(Interface markup and scripts)
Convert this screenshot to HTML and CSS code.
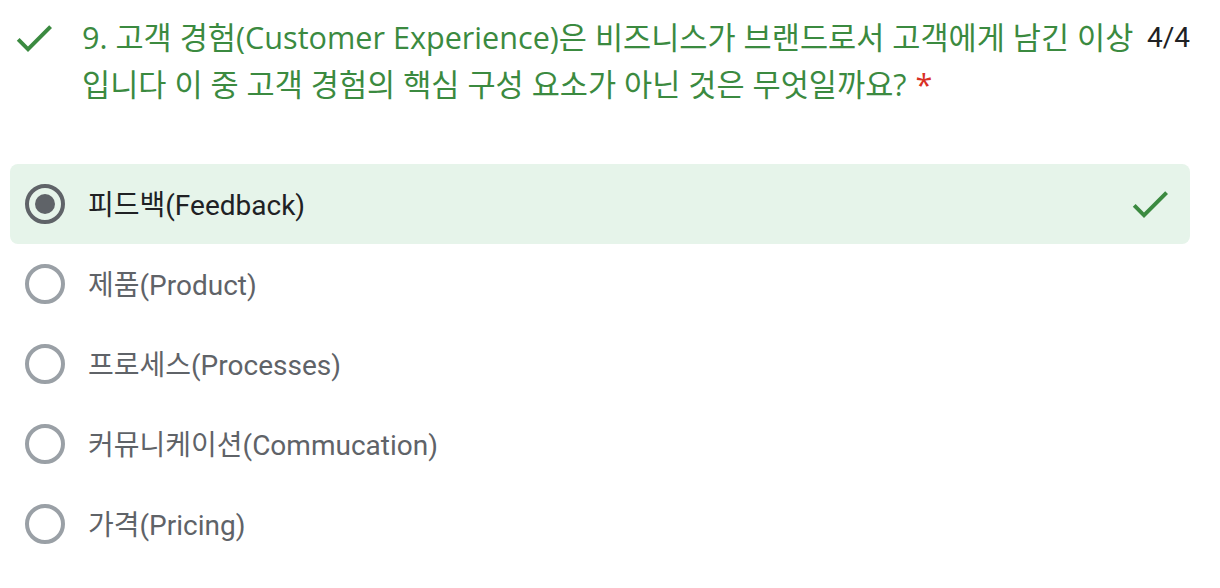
FILE: index.html
```html
<!DOCTYPE html>
<html lang="ko">
<head>
<meta charset="utf-8">
<title>Quiz</title>
<link rel="stylesheet" href="styles.css">
</head>
<body>
<div class="question">
  <div class="header">
    <svg class="status-icon" viewBox="0 0 24 24" width="48" height="48"><path d="M9 16.2L4.8 12l-1.4 1.4L9 19 21 7l-1.4-1.4L9 16.2z"/></svg>
    <div class="title">9. 고객 경험(Customer Experience)은 비즈니스가 브랜드로서 고객에게 남긴 이상 입니다 이 중 고객 경험의 핵심 구성 요소가 아닌 것은 무엇일까요?<span class="req">*</span></div>
    <div class="points">4/4</div>
  </div>
  <div class="options">
    <div class="option selected">
      <span class="radio checked"></span>
      <span class="label">피드백(Feedback)</span>
      <svg class="ok-icon" viewBox="0 0 24 24" width="48" height="48"><path d="M9 16.2L4.8 12l-1.4 1.4L9 19 21 7l-1.4-1.4L9 16.2z"/></svg>
    </div>
    <div class="option">
      <span class="radio"></span>
      <span class="label">제품(Product)</span>
    </div>
    <div class="option">
      <span class="radio"></span>
      <span class="label">프로세스(Processes)</span>
    </div>
    <div class="option">
      <span class="radio"></span>
      <span class="label">커뮤니케이션(Commucation)</span>
    </div>
    <div class="option">
      <span class="radio"></span>
      <span class="label">가격(Pricing)</span>
    </div>
  </div>
</div>
</body>
</html>
```

FILE: styles.css
```css
html, body {
  margin: 0;
  padding: 0;
  background: #ffffff;
}
body {
  font-family: Roboto, "Noto Sans CJK KR", sans-serif;
  color: #202124;
}
.question {
  width: 1220px;
  padding-top: 14px;
}
.header {
  display: flex;
  align-items: flex-start;
  padding-left: 10px;
  padding-right: 30px;
}
.status-icon {
  flex: none;
  fill: #3b8a40;
}
.title {
  flex: 1;
  margin-left: 24px;
  font-size: 30.6px;
  line-height: 47px;
  color: #3b8a40;
  font-family: "Open Sans", "Noto Sans CJK KR", sans-serif;
  word-break: keep-all;
}
.req {
  color: #d93025;
  margin-left: 9px;
}
.points {
  flex: none;
  margin-left: 10px;
  font-size: 28px;
  line-height: 48px;
  color: #202124;
}
.options {
  margin-top: 56px;
  padding: 0 30px 0 10px;
}
.option {
  display: flex;
  align-items: center;
  height: 80px;
  padding-left: 15px;
  padding-right: 16px;
  border-radius: 8px;
}
.option.selected {
  background: #e6f4ea;
}
.radio {
  flex: none;
  box-sizing: border-box;
  width: 40px;
  height: 40px;
  border-radius: 50%;
  border: 4px solid #9aa0a6;
  display: flex;
  align-items: center;
  justify-content: center;
}
.radio.checked {
  border-color: #5f6368;
}
.radio.checked::after {
  content: "";
  width: 20px;
  height: 20px;
  border-radius: 50%;
  background: #5f6368;
}
.label {
  flex: 1;
  margin-left: 23px;
  padding-top: 4px;
  font-size: 28px;
  line-height: 36px;
  color: #5f6368;
}
.option.selected .label {
  color: #202124;
}
.ok-icon {
  flex: none;
  fill: #3b8a40;
}
```
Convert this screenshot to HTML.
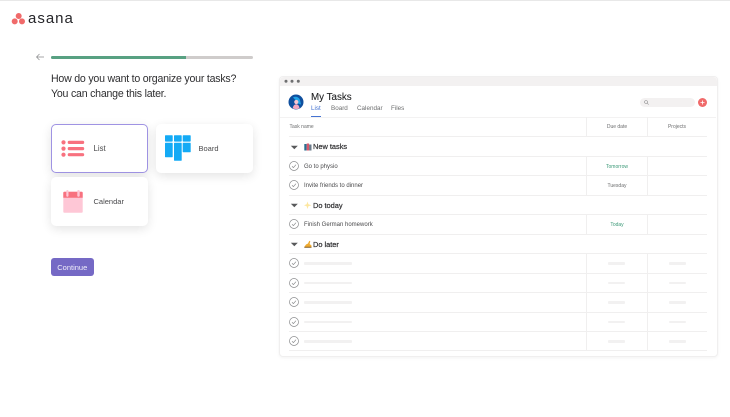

What to do
From the data above, gather every line that includes the word "Convert".

Exercise answer
Convert this screenshot to HTML and CSS code.
Convert this screenshot to HTML.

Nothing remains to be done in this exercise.